ProLiant Servers (ML,DL,SL)
1752707 Members
5612 Online
108789 Solutions
New Discussion юеВ

The Creation of a Raid 1+0 break the GPT

 
NicoCaceres
New Member

The Creation of a Raid 1+0 break the GPT

Hello to everyone, I'm having a little problem:

I have 500Gb disk inserted in the first buy of a HP ProLiant DL180 G6, that contains a ESXi fully functionally.

Then, I insert a blank disk in the second buy (identically to the first one) to make a RAID 1+0.

When the server restart, it can't find a media to boot.

Why that happened?

 

To solve it, I have to insert a USB disk with a Unix OS, and rebuild the GPT. After that, i restart the server and the problem is solved.

 

I have to do it with 250 servers, so i don't what to do that 250 times.

 

Any idea?

(sorry for my english)

Thank you!

2 REPLIES 2
xmate
Valued Contributor

Re: The Creation of a Raid 1+0 break the GPT

I guess you used 500Gb disk as a jbod (didn't previosly configured raid controller). When you create RAID 1+0 you tell the controller to make a logical drive to provide it to the operating system. So the OS differs previosly used disk as it was and new "logical disk" provided by controller. That's why you need to rebuild th GPT.
Because rebuilding GPT is not a common practice but a service task - I guess there is no automated solution. But anyway if you want to you can try to make a PXE boot image with your Unix OS and autostart script that rebuilds GPT.
Was the post useful?

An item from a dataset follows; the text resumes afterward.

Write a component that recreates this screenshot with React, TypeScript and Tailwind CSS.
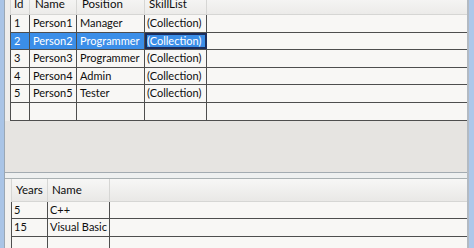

Click on the white KUDOS! Star.
Matti_Kurkela
Honored Contributor

Re: The Creation of a Raid 1+0 break the GPT

Are you using the software-based SmartArray B110i RAID controller, or have you installed a real hardware-based SmartArray RAID add-on controller(Exxx or Pxxx models)? This problem sounds like something you might see with the SmartArray B110i specifically.

 

The B110i is a software-based controller: the hardware is just a basic AHCI standard SATA/SAS controller that is built in to most Intel chipsets today. All the RAID functionality comes from the server firmware (at boot time) or the driver (when the OS or VMware ESXi is running).

 

The following applies *only* to the B110i, not to the real hardware-based SmartArray models nor to the subsequent SmartArray B120:

 

If you use the RAID configuration utility built into the server firmware, it will configure a SmartArray RAID metadata block to the disk and sets up the RAID array. When the OS boots up, the SmartArray B110i driver is supposed to read the metadata block and use the RAID set as configured.

 

But if the SmartArray B110i driver is not installed, the generic AHCI driver that is built into most operating systems will take over the controller and completely ignore the RAID metadata. It will present the disks as separate physical disks, not as a RAID set. It will also allow the SmartArray RAID metadata to be overwritten (by e.g. an OS installer that overwrites it with a GPT partition table).

 

Apparently, the firmware has a fail-safe mode for this situation: if the SmartArray RAID metadata block cannot be found, the firmware attempts to access the boot disk as basic, standalone, non-RAID disk. This might be why your ESXi installation currently works.

 

If you use the firmware-based RAID configuration utility again after installing the OS with a generic AHCI driver, it will  again overwrite the SmartArray metadata to the same disk location, corrupting your GPT partition table.

 

(With a traditional MBR partition table, a simple workaround would have been to leave a bit of unused space at the end of the disk, if the SmartArray RAID metadata is located at the end of the disk. But the GPT partition table includes one copy at the beginning of the disk and another at the end, so a part of GPT is going to be damaged, no matter where the RAID metadata is located.)

 

Looks like the SmartArray B110i is not supported in VMware ESXi, so there is no driver for it.

 

HP has not released the source code for the SmartArray B110i Linux driver, so only HP could make an ESXi driver for SmartArray B110i. So adding the B110i driver and using the B110i controller as HP intended it to be used is not an option for you.

 

I am not very familiar with the details of ESXi, but the only workaround I might suggest is that you *ignore* the firmware-based RAID configuration utility. Don't use it at all. If the ESXi includes software RAID functionality, use that instead. If the GPT corruption happens as soon as you boot the system with the second disk added (i.e. not only when using the firmware-based RAID configuration utility), this obviously won't help you.

 

If your hardware vendor recommended you a DL180 G6 without an add-on hardware-based SmartArray controller specifically for ESXi use, then the vendor has given you an unsupportable configuration. The vendor has clearly made a mistake, and you should contact him/her, explain the problem and see if s/he can find a satisfactory solution for you.

 

If you chose the hardware yourself, or did not tell the vendor that you were planning to use ESXi, then you obviously can only blame yourself for not checking the RAID controller compatibility with ESXi.

 

Some newer ProLiant models have SmartArray B120, which has at least one significant improvement for situations like this: it has an "off" switch for the firmware RAID functionality. In effect, you can tell the server firmware "no, I'm not using a SmartArray Bxxx software RAID driver; do not write any SmartArray RAID configuration metadata blocks anywhere!" This makes it safe to use it with the generic AHCI driver, if a specific SmartArray Bxxx driver is not available.

MK